Web page code records
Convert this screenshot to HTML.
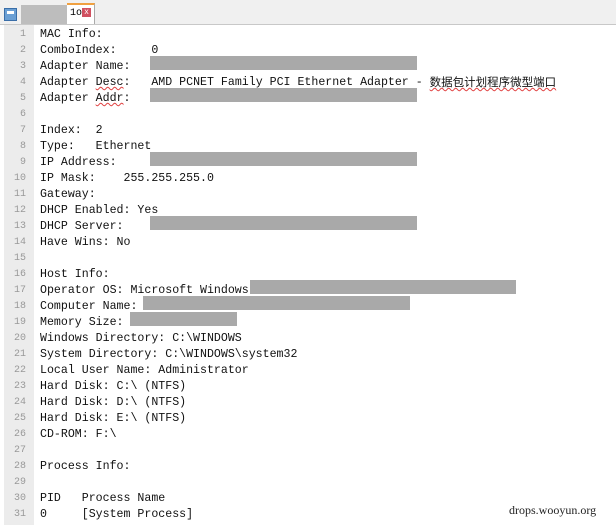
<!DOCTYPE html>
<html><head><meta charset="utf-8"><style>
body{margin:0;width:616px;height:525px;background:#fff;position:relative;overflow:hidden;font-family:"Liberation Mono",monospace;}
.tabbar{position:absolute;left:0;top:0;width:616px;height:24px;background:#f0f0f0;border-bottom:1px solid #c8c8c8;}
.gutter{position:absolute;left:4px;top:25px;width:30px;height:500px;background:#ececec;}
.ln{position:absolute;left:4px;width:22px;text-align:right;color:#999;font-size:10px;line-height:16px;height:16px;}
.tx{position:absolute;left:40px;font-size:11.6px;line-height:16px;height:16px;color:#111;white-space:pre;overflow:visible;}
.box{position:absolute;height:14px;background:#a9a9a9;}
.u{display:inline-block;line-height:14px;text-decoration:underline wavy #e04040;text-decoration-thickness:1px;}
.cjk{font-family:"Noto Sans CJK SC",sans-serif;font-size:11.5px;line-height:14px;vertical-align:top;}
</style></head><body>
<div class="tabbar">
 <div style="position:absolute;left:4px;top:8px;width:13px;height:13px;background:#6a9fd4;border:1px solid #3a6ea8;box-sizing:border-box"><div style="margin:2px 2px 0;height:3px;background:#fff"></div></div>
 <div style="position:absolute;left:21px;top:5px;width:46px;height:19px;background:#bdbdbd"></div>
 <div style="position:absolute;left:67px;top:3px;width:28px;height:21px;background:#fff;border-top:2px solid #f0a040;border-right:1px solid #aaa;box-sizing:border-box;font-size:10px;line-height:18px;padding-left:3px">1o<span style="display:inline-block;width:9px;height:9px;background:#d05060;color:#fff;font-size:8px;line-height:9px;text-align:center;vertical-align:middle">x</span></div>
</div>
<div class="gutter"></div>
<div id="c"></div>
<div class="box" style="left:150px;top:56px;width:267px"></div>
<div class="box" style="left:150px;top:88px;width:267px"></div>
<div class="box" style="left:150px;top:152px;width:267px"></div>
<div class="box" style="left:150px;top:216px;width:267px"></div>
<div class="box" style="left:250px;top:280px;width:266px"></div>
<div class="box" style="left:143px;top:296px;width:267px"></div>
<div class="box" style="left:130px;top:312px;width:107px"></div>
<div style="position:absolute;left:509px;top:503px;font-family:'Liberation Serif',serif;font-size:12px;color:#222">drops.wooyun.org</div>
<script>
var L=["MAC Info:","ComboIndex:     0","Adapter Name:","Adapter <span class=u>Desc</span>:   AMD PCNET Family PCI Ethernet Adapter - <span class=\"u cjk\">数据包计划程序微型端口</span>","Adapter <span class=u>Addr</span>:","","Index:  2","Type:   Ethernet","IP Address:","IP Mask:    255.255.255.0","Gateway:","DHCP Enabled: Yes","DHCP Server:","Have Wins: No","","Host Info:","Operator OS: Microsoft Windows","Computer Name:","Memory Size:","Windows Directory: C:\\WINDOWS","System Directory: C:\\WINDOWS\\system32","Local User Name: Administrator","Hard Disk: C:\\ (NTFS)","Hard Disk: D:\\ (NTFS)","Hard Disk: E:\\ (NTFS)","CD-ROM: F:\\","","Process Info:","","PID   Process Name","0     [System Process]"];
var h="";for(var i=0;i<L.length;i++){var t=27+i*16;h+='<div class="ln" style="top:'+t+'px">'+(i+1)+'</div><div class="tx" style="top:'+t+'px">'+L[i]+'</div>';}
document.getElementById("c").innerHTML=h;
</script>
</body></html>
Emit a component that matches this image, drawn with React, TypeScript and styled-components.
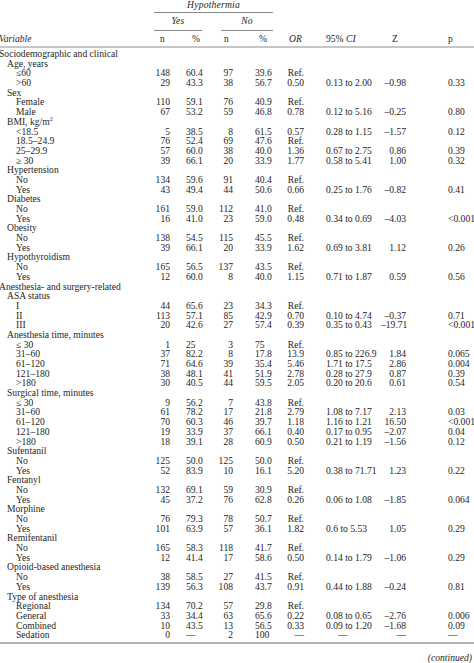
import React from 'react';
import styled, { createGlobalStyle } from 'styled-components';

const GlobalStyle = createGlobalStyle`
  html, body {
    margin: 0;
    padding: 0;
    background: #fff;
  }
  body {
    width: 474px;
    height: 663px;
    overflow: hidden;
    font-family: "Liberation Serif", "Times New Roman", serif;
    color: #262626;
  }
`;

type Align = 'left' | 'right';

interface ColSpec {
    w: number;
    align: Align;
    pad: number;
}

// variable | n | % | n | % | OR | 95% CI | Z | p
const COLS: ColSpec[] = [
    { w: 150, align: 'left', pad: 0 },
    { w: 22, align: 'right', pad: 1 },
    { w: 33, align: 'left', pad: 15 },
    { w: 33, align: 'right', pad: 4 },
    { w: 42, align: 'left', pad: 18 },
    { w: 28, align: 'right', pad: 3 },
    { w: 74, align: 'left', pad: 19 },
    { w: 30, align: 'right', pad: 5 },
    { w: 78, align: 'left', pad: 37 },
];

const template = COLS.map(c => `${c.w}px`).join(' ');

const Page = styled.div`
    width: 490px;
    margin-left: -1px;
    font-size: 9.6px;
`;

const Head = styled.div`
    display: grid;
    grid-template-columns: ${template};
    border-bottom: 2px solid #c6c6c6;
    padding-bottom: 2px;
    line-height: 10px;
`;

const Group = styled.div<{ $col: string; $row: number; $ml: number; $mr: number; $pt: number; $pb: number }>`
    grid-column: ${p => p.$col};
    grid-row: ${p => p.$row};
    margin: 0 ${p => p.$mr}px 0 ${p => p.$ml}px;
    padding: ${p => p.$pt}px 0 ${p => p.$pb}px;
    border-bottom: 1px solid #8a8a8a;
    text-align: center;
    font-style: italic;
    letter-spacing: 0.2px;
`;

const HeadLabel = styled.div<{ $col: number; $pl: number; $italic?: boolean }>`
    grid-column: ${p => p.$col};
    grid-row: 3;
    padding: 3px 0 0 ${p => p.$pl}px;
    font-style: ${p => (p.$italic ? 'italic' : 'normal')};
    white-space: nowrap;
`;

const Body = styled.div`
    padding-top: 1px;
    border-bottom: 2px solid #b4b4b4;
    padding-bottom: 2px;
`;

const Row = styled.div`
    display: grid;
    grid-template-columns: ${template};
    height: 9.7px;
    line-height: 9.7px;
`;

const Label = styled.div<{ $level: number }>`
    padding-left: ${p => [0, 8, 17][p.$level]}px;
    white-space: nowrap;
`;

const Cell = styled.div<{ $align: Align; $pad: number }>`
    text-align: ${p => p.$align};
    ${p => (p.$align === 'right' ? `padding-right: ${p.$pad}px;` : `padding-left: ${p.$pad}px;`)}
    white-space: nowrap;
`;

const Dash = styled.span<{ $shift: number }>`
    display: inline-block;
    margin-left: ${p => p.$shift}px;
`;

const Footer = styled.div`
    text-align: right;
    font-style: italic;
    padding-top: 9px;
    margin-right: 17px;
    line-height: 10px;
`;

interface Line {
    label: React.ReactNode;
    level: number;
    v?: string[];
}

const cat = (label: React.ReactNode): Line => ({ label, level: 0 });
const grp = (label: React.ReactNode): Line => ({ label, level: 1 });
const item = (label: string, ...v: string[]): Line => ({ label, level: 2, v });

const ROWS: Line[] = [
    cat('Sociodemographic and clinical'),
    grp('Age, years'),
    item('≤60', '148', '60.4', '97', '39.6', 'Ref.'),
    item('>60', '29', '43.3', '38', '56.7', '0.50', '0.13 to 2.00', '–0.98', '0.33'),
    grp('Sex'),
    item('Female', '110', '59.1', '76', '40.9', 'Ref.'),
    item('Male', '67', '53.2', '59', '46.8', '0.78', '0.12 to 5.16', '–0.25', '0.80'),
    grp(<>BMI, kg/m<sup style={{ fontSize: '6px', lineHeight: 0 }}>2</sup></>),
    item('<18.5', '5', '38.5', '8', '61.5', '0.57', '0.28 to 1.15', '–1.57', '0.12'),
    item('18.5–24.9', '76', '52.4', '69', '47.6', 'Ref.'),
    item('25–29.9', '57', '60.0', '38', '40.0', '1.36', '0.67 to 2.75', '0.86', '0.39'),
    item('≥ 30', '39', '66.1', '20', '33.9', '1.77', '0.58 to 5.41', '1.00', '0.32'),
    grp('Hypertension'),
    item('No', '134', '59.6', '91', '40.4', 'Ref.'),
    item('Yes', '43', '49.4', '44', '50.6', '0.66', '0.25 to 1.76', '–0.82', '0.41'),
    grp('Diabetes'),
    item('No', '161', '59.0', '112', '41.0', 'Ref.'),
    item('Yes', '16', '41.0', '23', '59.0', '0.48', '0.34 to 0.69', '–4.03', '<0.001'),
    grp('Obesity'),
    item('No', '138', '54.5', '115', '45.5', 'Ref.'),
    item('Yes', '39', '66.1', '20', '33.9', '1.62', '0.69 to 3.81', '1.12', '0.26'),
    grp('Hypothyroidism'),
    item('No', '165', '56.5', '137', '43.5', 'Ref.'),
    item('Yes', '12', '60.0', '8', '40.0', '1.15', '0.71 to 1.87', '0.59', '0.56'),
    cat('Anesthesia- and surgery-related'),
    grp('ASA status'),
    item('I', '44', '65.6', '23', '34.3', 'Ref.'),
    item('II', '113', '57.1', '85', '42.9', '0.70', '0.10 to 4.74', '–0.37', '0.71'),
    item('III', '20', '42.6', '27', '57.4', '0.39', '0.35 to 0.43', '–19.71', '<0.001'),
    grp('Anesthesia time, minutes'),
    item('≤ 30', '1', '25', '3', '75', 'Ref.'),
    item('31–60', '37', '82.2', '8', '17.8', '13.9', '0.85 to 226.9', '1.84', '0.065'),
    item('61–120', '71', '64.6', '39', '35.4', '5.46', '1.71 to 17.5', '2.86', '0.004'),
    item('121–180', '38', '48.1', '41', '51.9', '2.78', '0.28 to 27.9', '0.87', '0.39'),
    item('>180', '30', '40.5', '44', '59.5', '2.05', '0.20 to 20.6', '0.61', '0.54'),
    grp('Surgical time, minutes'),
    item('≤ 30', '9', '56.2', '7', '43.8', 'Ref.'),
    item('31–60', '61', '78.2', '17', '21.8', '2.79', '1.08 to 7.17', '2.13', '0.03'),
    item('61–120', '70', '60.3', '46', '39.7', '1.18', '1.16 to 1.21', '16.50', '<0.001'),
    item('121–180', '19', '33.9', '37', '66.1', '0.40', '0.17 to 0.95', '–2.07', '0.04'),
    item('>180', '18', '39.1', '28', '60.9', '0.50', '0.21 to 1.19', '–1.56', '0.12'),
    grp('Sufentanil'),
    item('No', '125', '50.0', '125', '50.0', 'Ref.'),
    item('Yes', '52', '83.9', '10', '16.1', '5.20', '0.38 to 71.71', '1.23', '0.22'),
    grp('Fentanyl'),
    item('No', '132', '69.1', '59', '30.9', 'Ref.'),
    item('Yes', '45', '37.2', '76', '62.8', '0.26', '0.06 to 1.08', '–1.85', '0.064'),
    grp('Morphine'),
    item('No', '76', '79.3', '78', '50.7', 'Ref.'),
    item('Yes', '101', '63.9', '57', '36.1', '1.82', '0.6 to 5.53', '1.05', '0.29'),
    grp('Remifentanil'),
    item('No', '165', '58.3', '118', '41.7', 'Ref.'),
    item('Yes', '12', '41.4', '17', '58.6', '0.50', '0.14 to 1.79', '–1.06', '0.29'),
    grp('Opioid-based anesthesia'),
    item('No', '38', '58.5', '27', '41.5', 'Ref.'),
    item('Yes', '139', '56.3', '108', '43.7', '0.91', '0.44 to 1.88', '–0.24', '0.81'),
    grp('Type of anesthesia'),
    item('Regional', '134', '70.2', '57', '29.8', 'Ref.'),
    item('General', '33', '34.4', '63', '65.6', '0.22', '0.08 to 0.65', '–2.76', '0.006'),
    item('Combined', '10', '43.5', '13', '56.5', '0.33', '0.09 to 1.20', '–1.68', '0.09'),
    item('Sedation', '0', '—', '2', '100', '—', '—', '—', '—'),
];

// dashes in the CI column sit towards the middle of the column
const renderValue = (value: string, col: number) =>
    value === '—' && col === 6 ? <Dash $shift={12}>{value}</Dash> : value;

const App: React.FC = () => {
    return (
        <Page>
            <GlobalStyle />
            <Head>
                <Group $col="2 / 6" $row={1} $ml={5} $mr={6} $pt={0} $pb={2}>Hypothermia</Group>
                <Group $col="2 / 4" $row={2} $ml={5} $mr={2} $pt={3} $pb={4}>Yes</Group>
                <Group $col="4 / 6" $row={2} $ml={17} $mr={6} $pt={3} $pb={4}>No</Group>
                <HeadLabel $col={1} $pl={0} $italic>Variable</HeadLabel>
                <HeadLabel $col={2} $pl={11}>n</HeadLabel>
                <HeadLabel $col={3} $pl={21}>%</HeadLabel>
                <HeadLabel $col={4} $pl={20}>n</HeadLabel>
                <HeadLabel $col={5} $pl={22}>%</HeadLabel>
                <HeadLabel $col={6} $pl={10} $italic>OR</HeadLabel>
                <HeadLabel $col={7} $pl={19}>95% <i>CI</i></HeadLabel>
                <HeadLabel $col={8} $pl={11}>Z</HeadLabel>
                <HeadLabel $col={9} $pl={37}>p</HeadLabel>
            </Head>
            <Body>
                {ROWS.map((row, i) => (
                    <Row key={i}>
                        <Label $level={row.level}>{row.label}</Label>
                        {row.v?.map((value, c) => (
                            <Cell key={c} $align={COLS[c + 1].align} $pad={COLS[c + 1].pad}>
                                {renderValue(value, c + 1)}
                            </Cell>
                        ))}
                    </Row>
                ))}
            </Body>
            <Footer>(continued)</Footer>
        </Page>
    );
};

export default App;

Your goal:
Collect the lines that hold "React".

Reply to the task:
Emit a component that matches this image, drawn with React, TypeScript and styled-components.
import React from 'react';
    label: React.ReactNode;
const cat = (label: React.ReactNode): Line => ({ label, level: 0 });
const grp = (label: React.ReactNode): Line => ({ label, level: 1 });
const App: React.FC = () => {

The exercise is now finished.